Para obrigar que meninos e meninas compareçam aos teatros, criando “o hábito de ir ao teatro”, como vão à praia, aos cinemas, assistem a partidas de futebol, etc. É preciso diverti-las, educar-lhes o espírito por intermédio de espetáculos sadios de texto e interpretação.
Nunca tivemos uma companhia de adultos representando para crianças. Tivemos é certo, um “teatro infantil”, da Associação Brasileira de Críticos Teatrais, de crianças para crianças. Há, com imenso sucesso, o “Teatro do Gibi”, de fantoches, há o “teatrinho” de sombras, marionetes, bonecos da “Sociedade Pestalozzi”, no Leme. Há em duas ou três praças cariocas pequenos palcos com marionetes.
Em geral, pais e governantas, tutores e tios, não têm aonde conduzir seus filhos, patrõezinhos, tutelados e sobrinhos.

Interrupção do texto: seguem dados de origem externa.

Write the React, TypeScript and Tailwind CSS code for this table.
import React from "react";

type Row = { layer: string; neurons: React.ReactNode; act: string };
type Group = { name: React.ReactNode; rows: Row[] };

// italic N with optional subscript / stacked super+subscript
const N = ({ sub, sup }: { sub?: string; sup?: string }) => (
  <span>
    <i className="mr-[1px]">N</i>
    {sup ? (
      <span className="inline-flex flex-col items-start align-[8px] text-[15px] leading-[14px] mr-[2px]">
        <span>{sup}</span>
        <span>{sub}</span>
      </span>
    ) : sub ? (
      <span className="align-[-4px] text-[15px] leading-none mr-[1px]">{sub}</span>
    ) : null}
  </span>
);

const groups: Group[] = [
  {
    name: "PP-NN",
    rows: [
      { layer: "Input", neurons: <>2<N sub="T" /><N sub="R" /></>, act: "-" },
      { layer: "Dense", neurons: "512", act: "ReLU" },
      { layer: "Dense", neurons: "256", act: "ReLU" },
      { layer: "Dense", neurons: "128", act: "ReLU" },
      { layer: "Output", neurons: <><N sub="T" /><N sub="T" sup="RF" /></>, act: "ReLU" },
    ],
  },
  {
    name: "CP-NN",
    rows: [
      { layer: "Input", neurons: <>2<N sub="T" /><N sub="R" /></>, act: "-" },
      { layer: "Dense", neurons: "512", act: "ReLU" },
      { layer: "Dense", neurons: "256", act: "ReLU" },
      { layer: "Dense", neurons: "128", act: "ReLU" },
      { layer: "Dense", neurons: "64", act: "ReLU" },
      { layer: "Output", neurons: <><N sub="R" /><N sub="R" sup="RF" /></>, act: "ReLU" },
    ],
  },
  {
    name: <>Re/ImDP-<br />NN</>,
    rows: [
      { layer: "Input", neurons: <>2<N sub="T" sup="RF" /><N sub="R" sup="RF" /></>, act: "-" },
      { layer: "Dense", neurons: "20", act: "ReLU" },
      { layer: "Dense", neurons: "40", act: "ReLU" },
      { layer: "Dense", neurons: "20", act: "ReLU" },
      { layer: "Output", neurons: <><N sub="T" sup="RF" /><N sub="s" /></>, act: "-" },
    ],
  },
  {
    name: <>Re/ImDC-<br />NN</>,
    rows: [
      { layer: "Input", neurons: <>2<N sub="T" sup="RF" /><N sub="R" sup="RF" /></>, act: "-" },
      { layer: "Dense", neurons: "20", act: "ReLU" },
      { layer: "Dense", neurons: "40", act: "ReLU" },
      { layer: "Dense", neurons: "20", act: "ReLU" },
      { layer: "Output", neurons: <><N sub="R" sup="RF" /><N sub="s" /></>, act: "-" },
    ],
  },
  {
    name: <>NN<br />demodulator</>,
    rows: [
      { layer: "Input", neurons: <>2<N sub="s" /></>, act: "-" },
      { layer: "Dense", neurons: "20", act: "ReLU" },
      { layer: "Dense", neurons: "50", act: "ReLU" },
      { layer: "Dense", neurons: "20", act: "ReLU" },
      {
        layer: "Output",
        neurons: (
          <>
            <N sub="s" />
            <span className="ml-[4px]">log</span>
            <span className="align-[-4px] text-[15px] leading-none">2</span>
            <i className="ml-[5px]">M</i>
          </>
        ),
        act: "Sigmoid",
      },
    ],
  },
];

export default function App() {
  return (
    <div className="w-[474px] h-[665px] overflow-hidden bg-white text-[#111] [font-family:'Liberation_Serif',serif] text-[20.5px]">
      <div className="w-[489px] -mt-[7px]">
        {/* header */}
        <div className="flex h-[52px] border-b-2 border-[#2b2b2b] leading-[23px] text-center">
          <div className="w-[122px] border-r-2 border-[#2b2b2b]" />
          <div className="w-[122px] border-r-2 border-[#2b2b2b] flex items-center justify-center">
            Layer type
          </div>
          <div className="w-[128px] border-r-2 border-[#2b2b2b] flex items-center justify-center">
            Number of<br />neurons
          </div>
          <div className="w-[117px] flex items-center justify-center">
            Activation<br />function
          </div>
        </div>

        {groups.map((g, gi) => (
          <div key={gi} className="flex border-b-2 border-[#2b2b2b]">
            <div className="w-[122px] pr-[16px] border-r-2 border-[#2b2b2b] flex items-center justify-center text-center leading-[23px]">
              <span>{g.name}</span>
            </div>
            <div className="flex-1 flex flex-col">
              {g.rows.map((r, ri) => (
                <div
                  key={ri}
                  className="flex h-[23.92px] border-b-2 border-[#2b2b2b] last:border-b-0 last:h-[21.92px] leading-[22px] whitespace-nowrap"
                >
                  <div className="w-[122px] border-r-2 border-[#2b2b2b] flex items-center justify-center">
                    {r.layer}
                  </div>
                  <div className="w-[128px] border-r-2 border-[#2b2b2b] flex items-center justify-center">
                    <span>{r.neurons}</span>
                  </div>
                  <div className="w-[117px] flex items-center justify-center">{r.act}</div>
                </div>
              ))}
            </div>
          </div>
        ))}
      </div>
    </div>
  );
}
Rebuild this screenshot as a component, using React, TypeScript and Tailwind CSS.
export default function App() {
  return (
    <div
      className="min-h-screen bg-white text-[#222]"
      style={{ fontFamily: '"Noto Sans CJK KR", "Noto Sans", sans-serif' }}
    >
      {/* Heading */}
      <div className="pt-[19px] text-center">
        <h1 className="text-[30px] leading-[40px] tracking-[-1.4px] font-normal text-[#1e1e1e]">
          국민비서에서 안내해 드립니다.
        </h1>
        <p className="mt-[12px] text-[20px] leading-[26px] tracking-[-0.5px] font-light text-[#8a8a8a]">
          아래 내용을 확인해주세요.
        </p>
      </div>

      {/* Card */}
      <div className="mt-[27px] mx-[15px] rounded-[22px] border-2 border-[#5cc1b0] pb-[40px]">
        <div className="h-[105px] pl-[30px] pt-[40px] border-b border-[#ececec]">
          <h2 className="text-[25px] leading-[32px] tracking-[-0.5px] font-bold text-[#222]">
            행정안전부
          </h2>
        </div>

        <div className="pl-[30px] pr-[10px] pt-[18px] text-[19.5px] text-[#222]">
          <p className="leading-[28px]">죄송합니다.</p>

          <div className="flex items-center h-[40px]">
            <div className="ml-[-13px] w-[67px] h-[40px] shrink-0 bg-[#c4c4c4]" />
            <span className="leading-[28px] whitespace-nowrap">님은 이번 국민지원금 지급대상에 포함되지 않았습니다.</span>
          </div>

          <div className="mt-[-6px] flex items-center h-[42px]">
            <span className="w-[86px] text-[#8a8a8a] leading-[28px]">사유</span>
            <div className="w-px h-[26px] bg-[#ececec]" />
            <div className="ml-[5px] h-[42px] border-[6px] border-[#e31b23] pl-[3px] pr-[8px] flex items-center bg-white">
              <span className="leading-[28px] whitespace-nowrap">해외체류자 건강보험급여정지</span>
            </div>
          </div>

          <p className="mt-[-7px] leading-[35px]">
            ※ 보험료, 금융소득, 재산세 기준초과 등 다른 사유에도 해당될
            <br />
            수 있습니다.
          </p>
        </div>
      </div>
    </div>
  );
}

O Teatro Infantil da A.B.C.T. e outras iniciativas semelhantes
Nossos criticas teatrais mantiveram durante muito tempo, um “Teatro Infantil” que realizava belos espetáculos no Carlos Gomes. Dele saíram artistas hoje conhecidas como Salomé Cotelli e Diva Pieranmti.

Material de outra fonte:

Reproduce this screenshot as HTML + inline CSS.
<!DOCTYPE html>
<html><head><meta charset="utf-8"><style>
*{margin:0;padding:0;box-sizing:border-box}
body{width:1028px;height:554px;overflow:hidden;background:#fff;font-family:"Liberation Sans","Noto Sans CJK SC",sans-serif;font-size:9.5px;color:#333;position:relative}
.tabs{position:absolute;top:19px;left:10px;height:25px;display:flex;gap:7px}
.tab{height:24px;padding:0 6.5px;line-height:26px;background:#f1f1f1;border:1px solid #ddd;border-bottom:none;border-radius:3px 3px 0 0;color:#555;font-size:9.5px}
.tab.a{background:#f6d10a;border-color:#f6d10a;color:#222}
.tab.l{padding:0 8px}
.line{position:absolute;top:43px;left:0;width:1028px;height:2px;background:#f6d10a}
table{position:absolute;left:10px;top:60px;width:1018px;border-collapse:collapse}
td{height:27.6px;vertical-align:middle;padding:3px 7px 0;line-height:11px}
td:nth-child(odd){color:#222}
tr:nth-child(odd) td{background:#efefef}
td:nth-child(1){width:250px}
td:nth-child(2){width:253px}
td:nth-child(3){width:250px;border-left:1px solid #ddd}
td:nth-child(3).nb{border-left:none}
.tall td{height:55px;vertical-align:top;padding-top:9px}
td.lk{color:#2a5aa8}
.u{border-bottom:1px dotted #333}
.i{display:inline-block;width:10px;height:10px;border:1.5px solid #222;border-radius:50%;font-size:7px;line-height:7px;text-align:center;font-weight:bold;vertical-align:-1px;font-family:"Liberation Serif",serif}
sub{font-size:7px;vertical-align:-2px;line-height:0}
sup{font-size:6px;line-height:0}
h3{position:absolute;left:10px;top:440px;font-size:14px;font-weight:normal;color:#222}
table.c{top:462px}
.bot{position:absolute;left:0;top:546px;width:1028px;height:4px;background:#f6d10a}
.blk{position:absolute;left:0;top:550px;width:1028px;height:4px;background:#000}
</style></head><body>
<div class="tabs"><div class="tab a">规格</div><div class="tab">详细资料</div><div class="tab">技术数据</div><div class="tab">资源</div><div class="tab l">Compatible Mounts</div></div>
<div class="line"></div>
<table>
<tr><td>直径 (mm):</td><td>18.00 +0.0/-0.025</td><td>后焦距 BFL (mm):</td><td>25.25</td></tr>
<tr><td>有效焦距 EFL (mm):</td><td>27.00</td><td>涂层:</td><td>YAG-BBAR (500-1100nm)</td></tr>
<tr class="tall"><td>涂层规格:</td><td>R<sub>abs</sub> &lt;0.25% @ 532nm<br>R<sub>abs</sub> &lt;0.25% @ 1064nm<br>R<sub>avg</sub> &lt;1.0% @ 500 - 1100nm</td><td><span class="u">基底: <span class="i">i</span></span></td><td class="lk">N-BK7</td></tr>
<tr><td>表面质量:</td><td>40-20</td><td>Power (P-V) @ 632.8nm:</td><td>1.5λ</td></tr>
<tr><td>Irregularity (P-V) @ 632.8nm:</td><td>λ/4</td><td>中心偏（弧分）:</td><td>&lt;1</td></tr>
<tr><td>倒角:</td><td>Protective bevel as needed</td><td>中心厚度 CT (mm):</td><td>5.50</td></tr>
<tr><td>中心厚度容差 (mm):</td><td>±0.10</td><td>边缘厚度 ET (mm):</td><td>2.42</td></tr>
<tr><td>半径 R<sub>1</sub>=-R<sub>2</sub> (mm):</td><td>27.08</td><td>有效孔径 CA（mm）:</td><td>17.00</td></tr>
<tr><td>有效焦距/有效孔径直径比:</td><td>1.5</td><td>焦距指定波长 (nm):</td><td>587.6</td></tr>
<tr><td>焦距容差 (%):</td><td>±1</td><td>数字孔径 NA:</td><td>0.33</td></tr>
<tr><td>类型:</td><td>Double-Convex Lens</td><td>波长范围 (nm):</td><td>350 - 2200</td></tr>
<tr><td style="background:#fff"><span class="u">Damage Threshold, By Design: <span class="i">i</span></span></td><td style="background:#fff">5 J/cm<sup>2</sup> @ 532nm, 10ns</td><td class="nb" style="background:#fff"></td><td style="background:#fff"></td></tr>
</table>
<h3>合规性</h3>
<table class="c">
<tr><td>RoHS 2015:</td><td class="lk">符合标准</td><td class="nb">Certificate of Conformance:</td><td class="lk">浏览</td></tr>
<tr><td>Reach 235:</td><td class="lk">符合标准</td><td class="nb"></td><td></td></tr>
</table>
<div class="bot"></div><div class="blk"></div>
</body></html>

A atual diretora da Escola Nacional de Musica, a maestrina Joanídia Sodré dirigiu durante anos, uma Orquestra Infantil. O asilo Anália Franco apresentou, há cerca de dez anos, sua orquestra de infantes. Corais formados por meninos e meninas têm merecido elogios da critica e do publico, tais como o organizado pelo Abrigo Tereza de Jesus.
A beleza do Conjunto Coreográfico Brasileiro e a promessa do Teatro do Polichinelo
A “União das Operárias de Jesus” tornou a si a tarefa de dar ao Brasi o seu maior conjunto de baile, com artistas recrutados entre suas duas centenas de crianças. O Conjunto Coreógrafo Brasileiro que serviu de propaganda a nossa sensibilidade no Prata, hoje é um dos orgulhos do Brasil, triunfando nesta semana em Belo Horizonte, onde tem dançado para casas esgotadas.

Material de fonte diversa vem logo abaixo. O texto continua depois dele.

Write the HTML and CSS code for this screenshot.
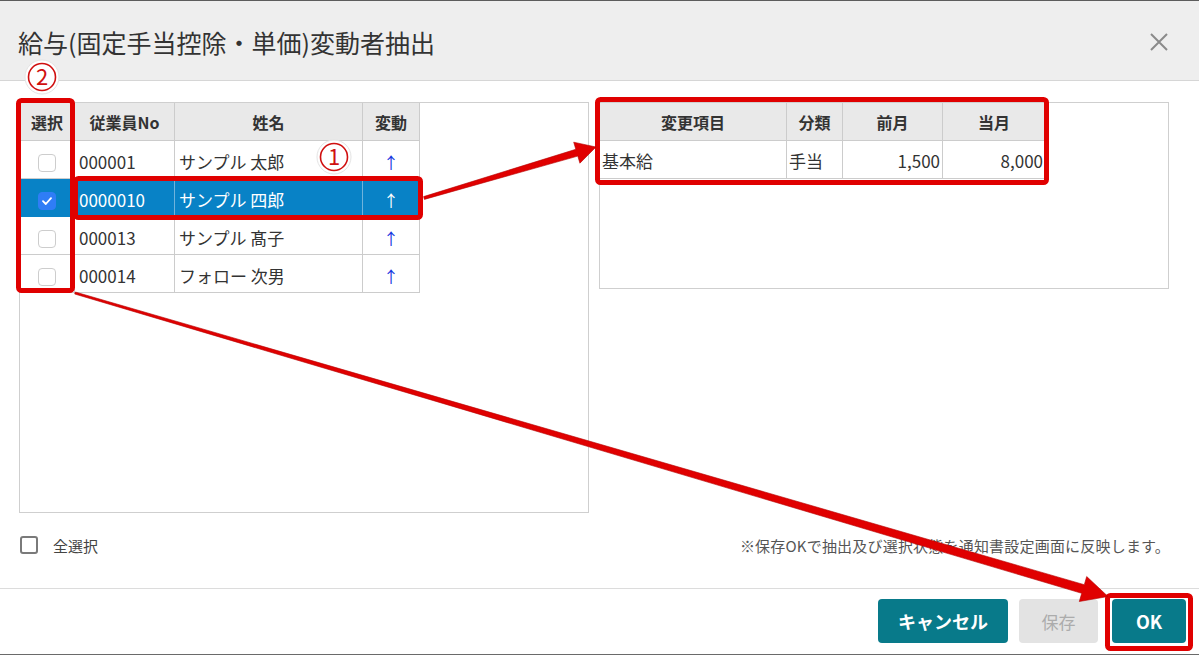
FILE: index.html
```html
<!DOCTYPE html>
<html lang="ja">
<head>
<meta charset="utf-8">
<title>給与(固定手当控除・単価)変動者抽出</title>
<link rel="stylesheet" href="styles.css">
</head>
<body>
<div class="dialog">
  <header class="dialog-head">
    <h1 class="dialog-title">給与(固定手当控除・単価)変動者抽出</h1>
    <button class="close-btn" type="button" aria-label="閉じる">
      <svg width="18" height="18" viewBox="0 0 18 18"><path d="M1 1L17 17M17 1L1 17" stroke="#8a8a8a" stroke-width="2" fill="none"/></svg>
    </button>
  </header>

  <main class="dialog-body">
    <div class="panels">
      <section class="panel panel-employees">
        <table class="grid emp-grid">
          <colgroup>
            <col class="w-check"><col class="w-no"><col class="w-name"><col class="w-diff">
          </colgroup>
          <thead>
            <tr><th>選択</th><th>従業員No</th><th>姓名</th><th>変動</th></tr>
          </thead>
          <tbody>
            <tr>
              <td class="c-check"><span class="cb"></span></td>
              <td>000001</td>
              <td class="c-name">サンプル 太郎</td>
              <td class="c-up">↑</td>
            </tr>
            <tr class="is-selected">
              <td class="c-check"><span class="cb is-checked"><svg width="10" height="8" viewBox="0 0 10 8"><path d="M1 4.2L3.8 7L9 1.2" stroke="#fff" stroke-width="1.8" fill="none" stroke-linecap="round" stroke-linejoin="round"/></svg></span></td>
              <td>0000010</td>
              <td class="c-name">サンプル 四郎</td>
              <td class="c-up">↑</td>
            </tr>
            <tr>
              <td class="c-check"><span class="cb"></span></td>
              <td>000013</td>
              <td class="c-name">サンプル 髙子</td>
              <td class="c-up">↑</td>
            </tr>
            <tr>
              <td class="c-check"><span class="cb"></span></td>
              <td>000014</td>
              <td class="c-name">フォロー 次男</td>
              <td class="c-up">↑</td>
            </tr>
          </tbody>
        </table>
      </section>

      <section class="panel panel-changes">
        <table class="grid chg-grid">
          <colgroup>
            <col class="w-item"><col class="w-kind"><col class="w-prev"><col class="w-cur">
          </colgroup>
          <thead>
            <tr><th>変更項目</th><th>分類</th><th>前月</th><th>当月</th></tr>
          </thead>
          <tbody>
            <tr>
              <td class="c-name">基本給</td>
              <td class="c-name">手当</td>
              <td class="c-num">1,500</td>
              <td class="c-num">8,000</td>
            </tr>
          </tbody>
        </table>
      </section>
    </div>

    <div class="options-row">
      <label class="select-all"><span class="cb-lg"></span>全選択</label>
      <p class="note">※保存OKで抽出及び選択状態を通知書設定画面に反映します。</p>
    </div>
  </main>

  <footer class="dialog-foot">
    <button class="btn btn-primary btn-cancel" type="button">キャンセル</button>
    <button class="btn btn-disabled btn-save" type="button">保存</button>
    <button class="btn btn-primary btn-ok" type="button">OK</button>
  </footer>

  <!-- instructional callouts drawn over the dialog -->
  <svg class="callouts" width="1199" height="655" viewBox="0 0 1199 655">
    <g fill="none" stroke="#e00000" stroke-width="5" stroke-linejoin="round">
      <rect x="18.5" y="100.5" width="54" height="190" rx="3"/>
      <rect x="75.5" y="178.5" width="345" height="39" rx="3"/>
      <rect x="597.5" y="99.5" width="449" height="83" rx="3"/>
      <rect x="1107.5" y="595.5" width="83" height="53" rx="3"/>
    </g>
    <g fill="#e00000" stroke="#b30000" stroke-width="0.6" stroke-linejoin="round">
      <polygon points="423.6,196.6 575.8,149.3 573.7,142.2 596,147 579.9,163.2 577.8,156.1 424.4,199.4"/>
      <polygon points="75.3,292 1084.3,584.7 1086.7,576.5 1108,596.5 1079.3,601.5 1081.7,593.3 74.7,294"/>
    </g>
    <g class="badge">
      <circle cx="42" cy="77" r="17" fill="#fff" stroke="#e4e4e4" stroke-width="1"/>
      <circle cx="42" cy="77" r="13.5" fill="none" stroke="#d01010" stroke-width="1.6"/>
      <text x="42" y="85" text-anchor="middle" class="badge-num">2</text>
      <circle cx="334" cy="157" r="17" fill="#fff" stroke="#e4e4e4" stroke-width="1"/>
      <circle cx="334" cy="157" r="13.5" fill="none" stroke="#d01010" stroke-width="1.6"/>
      <text x="334" y="165" text-anchor="middle" class="badge-num">1</text>
    </g>
  </svg>
</div>
</body>
</html>
```

FILE: styles.css
```css
* {
  box-sizing: border-box;
}

html,
body {
  margin: 0;
  padding: 0;
}

body {
  width: 1199px;
  height: 655px;
  overflow: hidden;
  background: #fff;
  font-family: "Noto Sans CJK JP", "Noto Sans", sans-serif;
  color: #333;
}

/* dialog frame */
.dialog {
  position: relative;
  width: 1199px;
  height: 655px;
  display: flex;
  flex-direction: column;
  border-top: 1px solid #5c5c5c;
  background: #fff;
}

.dialog-head {
  flex: none;
  height: 80px;
  display: flex;
  align-items: center;
  justify-content: space-between;
  padding: 2px 31px 0 18px;
  background: #eeeeee;
  border-bottom: 1px solid #d6d6d6;
}

.dialog-title {
  margin: 0;
  font-size: 25px;
  font-weight: 400;
  color: #333;
}

.close-btn {
  width: 18px;
  height: 18px;
  padding: 0;
  border: 0;
  background: none;
  display: flex;
}

.dialog-body {
  flex: none;
  height: 507px;
  display: flex;
  flex-direction: column;
  padding: 21px 29px 0 19px;
}

.panels {
  display: flex;
  align-items: flex-start;
  gap: 10px;
}

.panel {
  border: 1px solid #cfcfcf;
  background: #fff;
}

.panel-employees {
  width: 570px;
  height: 411px;
}

.panel-changes {
  width: 570px;
  height: 187px;
}

/* data grids */
.grid {
  border-collapse: separate;
  border-spacing: 0;
  table-layout: fixed;
  font-size: 17px;
  color: #333;
}

.emp-grid {
  width: 400px;
}

.chg-grid {
  width: 446px;
}

.w-check { width: 55px; }
.w-no { width: 100px; }
.w-name { width: 188px; }
.w-diff { width: 57px; }

.w-item { width: 187px; }
.w-kind { width: 56px; }
.w-prev { width: 100px; }
.w-cur { width: 103px; }

.grid th {
  height: 38px;
  padding: 0 4px;
  background: #e9e9e9;
  font-size: 16px;
  font-weight: 700;
  text-align: center;
  border-right: 1px solid #cccccc;
  border-bottom: 1px solid #cccccc;
}

.grid td {
  height: 38px;
  padding: 4px 4px 0;
  white-space: nowrap;
  border-right: 1px solid #cccccc;
  border-bottom: 1px solid #cccccc;
}

.chg-grid td {
  padding: 2px 2px 0;
}

.grid .c-name {
  font-size: 17px;
}

.grid .c-num {
  text-align: right;
}

.grid .c-check {
  text-align: center;
  padding: 2px 0 0;
}

.grid .c-up {
  text-align: center;
  color: #1736e0;
  font-size: 16px;
}

.grid tr.is-selected td {
  background: #0882c6;
  color: #fff;
  border-right-color: #6fb3dc;
  border-bottom-color: #0882c6;
}

.grid tr.is-selected .c-up {
  color: #fff;
}

.cb {
  display: inline-flex;
  align-items: center;
  justify-content: center;
  width: 18px;
  height: 18px;
  border: 1px solid #cdcdcd;
  border-radius: 4px;
  background: #fff;
  vertical-align: middle;
}

.cb.is-checked {
  background: #2f7df6;
  border-color: #2f7df6;
}

/* select-all + note */
.options-row {
  display: flex;
  align-items: center;
  justify-content: space-between;
  height: 30px;
  margin-top: 17px;
}

.select-all {
  display: flex;
  align-items: center;
  gap: 15px;
  padding-left: 1px;
  font-size: 15px;
  color: #444;
}

.cb-lg {
  width: 18px;
  height: 18px;
  border: 2px solid #7a7a7a;
  border-radius: 3px;
}

.note {
  margin: 0;
  font-size: 15px;
  letter-spacing: 0.2px;
  color: #555;
}

/* footer buttons */
.dialog-foot {
  flex: 1;
  display: flex;
  align-items: flex-start;
  justify-content: flex-end;
  gap: 11px;
  padding: 10px 13px 0 0;
  border-top: 1px solid #dcdcdc;
  border-bottom: 1px solid #6a6a6a;
}

.btn {
  height: 44px;
  border: 0;
  border-radius: 4px;
  font-family: inherit;
  font-size: 18px;
  font-weight: 700;
  padding: 0;
}

.btn-primary {
  background: #087a8a;
  color: #fff;
}

.btn-disabled {
  background: #e3e3e3;
  color: #acacac;
  font-weight: 400;
  font-size: 17px;
}

.btn-cancel { width: 130px; }
.btn-save { width: 79px; }
.btn-ok {
  width: 74px;
  margin-left: 3px;
}

/* callout overlay */
.callouts {
  position: absolute;
  top: -1px;
  left: 0;
  pointer-events: none;
}

.badge-num {
  font-family: "Noto Sans CJK JP", "Noto Sans", sans-serif;
  font-size: 22px;
  fill: #d01010;
}
```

Na mesma “União” prepara-se o “Teatro do Polichinelo”, de crianças para crianças sob a direção geral de dona Ester Leão. Para essa instituição por todos os títulos admirável os “Artistas Unidos” farão reverter à renda de amanhã às 10 horas da manhã. Segunda, terça, quarta, quinta e sextas-feiras próximas O Casaco Encantado será repetido em vesperais.